■ TASK REQUIREMENTS: Pull out the lines running from the one with "Convert this screenshot" to the one with "import React from", inclusive, word for word. Drop any picture.

■ DATA ROWS:
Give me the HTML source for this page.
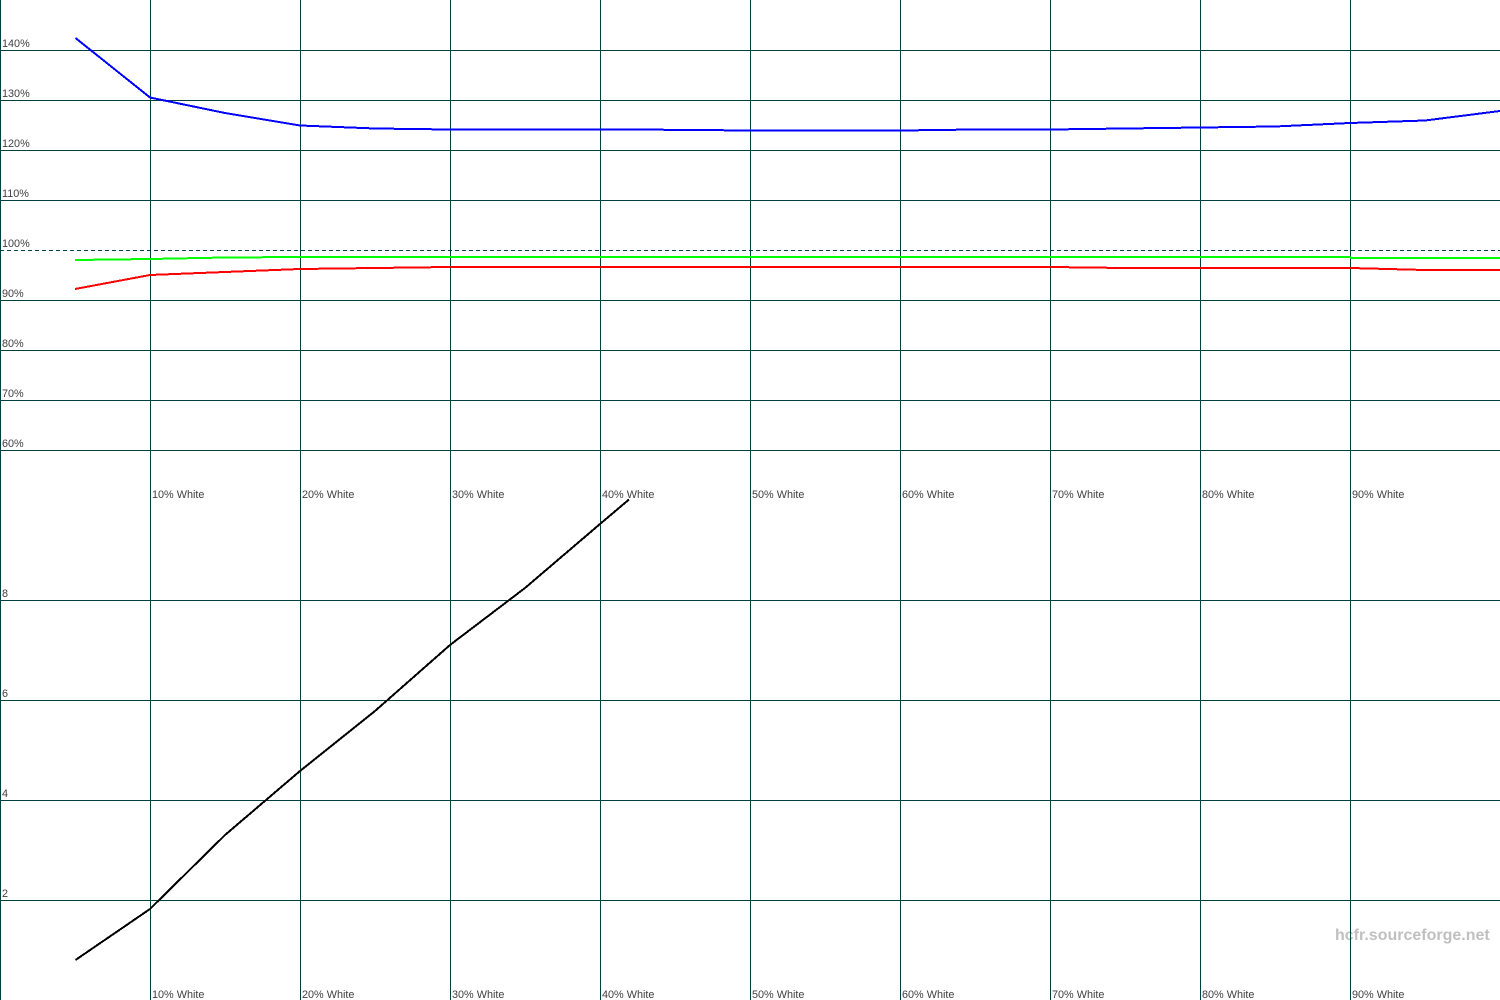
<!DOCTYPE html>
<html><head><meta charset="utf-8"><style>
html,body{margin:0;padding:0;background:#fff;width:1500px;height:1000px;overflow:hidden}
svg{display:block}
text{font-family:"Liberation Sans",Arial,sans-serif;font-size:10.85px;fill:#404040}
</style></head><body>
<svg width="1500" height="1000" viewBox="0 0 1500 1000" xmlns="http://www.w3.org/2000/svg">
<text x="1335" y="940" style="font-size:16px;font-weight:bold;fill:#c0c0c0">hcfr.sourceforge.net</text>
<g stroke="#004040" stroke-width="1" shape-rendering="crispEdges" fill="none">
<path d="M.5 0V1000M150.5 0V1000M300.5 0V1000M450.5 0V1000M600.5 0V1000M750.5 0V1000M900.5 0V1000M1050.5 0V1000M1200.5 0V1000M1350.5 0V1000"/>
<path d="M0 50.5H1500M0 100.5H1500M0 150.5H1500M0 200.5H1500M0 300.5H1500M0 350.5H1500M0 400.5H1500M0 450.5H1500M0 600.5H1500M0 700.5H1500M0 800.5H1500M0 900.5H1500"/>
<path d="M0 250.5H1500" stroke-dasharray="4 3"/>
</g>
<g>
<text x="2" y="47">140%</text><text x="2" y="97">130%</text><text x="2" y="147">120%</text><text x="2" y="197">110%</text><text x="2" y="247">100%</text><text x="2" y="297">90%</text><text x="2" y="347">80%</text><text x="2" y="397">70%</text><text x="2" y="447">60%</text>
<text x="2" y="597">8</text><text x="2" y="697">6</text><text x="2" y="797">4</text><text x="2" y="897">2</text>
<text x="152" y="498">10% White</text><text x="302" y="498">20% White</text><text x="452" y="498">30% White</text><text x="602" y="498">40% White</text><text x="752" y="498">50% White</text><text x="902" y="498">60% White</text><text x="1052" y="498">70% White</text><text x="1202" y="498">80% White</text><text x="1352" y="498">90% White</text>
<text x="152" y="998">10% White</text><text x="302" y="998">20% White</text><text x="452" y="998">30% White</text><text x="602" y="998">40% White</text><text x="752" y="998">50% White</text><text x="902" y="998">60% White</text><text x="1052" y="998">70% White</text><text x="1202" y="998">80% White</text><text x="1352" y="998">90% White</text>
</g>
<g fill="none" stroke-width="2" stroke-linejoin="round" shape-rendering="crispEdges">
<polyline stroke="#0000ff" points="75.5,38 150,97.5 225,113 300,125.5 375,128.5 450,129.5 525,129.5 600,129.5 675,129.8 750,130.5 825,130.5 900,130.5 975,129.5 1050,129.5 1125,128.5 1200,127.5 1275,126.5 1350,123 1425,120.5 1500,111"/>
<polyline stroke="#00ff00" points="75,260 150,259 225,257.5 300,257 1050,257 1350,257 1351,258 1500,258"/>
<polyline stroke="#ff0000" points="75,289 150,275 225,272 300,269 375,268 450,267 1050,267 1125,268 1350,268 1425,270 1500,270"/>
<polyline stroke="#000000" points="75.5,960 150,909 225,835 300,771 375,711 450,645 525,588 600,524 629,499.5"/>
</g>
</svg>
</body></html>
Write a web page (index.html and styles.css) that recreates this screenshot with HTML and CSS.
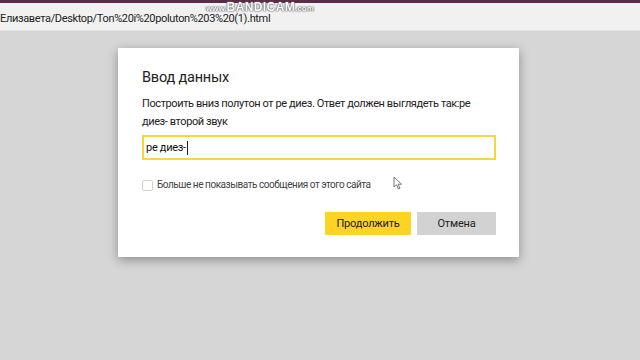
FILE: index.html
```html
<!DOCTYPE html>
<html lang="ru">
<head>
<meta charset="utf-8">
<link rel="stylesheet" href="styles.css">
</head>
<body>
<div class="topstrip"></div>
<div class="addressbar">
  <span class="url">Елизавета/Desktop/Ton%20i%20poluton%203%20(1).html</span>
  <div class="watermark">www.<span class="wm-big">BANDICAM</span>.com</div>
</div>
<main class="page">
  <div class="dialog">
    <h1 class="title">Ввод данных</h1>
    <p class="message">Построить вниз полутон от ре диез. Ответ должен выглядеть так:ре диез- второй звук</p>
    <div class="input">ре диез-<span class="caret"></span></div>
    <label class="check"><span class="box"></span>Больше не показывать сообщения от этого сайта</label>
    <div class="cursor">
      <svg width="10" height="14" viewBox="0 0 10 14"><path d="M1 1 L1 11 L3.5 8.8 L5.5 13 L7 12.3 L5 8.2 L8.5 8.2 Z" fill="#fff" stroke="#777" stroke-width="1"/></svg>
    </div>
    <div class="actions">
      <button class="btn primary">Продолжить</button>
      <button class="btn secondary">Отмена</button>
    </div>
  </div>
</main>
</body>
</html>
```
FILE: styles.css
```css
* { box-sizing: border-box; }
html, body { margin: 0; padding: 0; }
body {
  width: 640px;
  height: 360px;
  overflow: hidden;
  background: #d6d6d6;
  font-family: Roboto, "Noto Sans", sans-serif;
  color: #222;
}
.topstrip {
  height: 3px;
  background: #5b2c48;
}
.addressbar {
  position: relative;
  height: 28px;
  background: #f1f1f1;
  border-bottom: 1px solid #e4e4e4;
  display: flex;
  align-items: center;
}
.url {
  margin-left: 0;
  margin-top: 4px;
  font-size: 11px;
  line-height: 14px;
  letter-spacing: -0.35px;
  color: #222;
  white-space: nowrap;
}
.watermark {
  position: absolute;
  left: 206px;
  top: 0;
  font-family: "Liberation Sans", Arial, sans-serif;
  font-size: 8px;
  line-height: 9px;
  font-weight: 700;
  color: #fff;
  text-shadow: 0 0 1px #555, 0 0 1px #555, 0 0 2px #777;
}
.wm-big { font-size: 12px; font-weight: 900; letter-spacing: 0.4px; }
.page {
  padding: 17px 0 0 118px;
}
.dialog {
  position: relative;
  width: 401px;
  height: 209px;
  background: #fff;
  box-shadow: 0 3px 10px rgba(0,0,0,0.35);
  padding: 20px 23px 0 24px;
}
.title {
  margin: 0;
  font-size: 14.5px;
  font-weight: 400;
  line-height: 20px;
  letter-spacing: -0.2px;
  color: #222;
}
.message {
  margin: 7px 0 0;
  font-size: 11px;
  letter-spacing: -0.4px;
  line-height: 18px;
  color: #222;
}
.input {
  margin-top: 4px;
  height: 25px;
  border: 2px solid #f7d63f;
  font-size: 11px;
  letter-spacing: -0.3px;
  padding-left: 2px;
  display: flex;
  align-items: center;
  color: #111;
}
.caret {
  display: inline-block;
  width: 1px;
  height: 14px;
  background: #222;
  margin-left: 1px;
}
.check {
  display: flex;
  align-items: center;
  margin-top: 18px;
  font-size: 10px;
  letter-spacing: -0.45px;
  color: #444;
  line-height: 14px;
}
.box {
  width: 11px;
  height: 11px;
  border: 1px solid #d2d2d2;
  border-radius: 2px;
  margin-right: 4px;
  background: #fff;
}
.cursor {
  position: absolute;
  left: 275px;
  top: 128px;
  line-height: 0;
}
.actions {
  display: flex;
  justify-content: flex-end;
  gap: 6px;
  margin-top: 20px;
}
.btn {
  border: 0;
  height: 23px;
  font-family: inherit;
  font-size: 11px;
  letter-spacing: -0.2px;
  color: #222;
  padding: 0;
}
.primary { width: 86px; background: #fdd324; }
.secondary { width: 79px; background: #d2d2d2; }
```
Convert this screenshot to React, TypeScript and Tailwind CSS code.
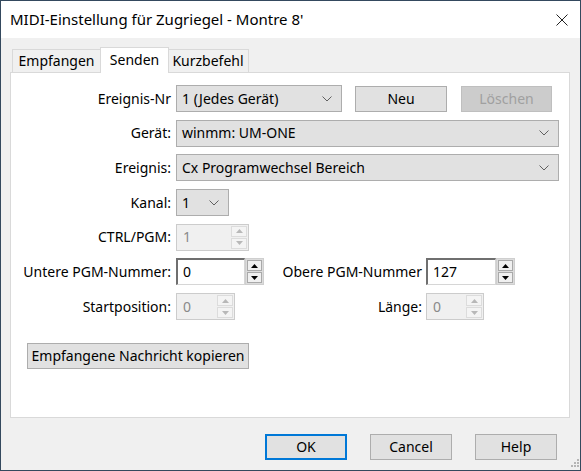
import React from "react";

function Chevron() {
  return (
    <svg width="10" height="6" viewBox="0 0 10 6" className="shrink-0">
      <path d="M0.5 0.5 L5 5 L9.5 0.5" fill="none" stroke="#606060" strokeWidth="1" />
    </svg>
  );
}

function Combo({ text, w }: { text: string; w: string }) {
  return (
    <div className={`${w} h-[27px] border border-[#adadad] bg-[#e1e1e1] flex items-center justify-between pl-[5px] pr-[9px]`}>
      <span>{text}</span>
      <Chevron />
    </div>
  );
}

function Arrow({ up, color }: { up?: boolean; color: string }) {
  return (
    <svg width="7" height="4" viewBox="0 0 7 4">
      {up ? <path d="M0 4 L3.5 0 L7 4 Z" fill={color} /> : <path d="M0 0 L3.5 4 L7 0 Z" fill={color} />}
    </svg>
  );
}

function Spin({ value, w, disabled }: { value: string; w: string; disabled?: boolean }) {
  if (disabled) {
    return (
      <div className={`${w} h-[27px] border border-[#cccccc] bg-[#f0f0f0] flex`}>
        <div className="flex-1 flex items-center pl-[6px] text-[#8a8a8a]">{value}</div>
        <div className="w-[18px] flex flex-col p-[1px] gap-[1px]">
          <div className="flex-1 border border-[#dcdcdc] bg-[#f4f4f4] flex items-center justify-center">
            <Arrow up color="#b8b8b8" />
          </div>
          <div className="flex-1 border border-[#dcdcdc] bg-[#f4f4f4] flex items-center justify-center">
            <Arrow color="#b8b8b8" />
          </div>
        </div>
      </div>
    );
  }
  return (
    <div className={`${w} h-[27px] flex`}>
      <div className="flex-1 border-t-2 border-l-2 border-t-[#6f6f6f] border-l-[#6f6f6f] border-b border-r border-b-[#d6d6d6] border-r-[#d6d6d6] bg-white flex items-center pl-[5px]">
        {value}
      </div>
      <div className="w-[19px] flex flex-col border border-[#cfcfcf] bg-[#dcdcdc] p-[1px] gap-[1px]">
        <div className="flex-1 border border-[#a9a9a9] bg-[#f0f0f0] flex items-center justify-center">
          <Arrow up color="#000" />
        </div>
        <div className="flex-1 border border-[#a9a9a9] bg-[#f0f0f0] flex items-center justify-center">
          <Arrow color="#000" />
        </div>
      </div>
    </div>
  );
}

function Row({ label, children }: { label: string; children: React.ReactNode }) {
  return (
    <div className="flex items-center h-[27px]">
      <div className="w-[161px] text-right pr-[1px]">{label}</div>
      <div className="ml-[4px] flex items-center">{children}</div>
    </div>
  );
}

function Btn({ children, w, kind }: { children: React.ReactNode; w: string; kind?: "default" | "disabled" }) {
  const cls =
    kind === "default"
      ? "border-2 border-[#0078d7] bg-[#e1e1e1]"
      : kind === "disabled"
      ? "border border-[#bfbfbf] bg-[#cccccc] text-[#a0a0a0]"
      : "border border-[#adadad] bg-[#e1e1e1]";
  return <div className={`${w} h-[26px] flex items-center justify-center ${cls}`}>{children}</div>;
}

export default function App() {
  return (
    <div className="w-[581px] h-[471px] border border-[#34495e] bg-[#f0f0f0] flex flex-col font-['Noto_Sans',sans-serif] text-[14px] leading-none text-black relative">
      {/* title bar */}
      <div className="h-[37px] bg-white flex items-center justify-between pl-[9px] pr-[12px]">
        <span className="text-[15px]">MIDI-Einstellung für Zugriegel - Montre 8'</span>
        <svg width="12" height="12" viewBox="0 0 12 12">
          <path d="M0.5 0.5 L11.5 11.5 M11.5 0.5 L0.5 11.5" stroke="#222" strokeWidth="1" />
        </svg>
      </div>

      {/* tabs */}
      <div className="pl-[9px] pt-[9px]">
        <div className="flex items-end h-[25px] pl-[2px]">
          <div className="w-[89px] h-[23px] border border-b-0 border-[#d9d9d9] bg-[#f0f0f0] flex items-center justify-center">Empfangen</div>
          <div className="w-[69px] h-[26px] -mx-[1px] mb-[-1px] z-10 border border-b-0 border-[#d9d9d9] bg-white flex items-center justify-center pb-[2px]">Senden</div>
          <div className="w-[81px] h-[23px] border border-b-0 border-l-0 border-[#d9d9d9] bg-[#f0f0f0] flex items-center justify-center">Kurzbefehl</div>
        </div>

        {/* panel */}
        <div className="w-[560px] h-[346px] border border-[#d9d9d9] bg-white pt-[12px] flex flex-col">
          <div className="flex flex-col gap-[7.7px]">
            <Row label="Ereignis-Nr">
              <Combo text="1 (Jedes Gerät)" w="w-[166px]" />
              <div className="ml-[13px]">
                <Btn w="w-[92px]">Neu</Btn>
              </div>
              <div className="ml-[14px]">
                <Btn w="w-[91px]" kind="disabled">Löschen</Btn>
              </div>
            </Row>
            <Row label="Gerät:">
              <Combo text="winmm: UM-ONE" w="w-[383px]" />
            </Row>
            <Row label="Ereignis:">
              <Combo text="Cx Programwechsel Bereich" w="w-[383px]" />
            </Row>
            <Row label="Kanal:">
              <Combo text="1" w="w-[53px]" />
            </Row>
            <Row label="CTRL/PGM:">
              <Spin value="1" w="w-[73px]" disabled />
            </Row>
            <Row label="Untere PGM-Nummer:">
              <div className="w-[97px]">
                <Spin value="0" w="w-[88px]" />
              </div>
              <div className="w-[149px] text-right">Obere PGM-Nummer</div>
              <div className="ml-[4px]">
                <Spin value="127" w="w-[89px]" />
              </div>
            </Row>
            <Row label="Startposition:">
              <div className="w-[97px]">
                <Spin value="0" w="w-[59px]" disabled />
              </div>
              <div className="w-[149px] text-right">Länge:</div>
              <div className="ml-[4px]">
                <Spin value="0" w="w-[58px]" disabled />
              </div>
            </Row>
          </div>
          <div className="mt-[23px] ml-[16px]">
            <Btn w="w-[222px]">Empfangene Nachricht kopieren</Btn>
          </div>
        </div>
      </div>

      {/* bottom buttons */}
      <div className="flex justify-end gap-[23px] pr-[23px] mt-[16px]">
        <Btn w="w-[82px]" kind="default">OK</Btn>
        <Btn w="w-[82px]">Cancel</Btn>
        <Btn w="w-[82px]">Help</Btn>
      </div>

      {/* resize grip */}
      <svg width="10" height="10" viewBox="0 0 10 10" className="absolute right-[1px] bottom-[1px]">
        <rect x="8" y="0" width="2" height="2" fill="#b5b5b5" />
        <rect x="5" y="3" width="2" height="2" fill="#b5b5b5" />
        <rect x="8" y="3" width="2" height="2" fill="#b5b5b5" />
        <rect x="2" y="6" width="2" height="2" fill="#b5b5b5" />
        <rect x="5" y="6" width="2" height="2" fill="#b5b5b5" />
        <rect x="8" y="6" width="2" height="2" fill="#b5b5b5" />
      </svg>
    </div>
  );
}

■ RESPONSE FOR THIS EXERCISE:
Convert this screenshot to React, TypeScript and Tailwind CSS code.
import React from "react";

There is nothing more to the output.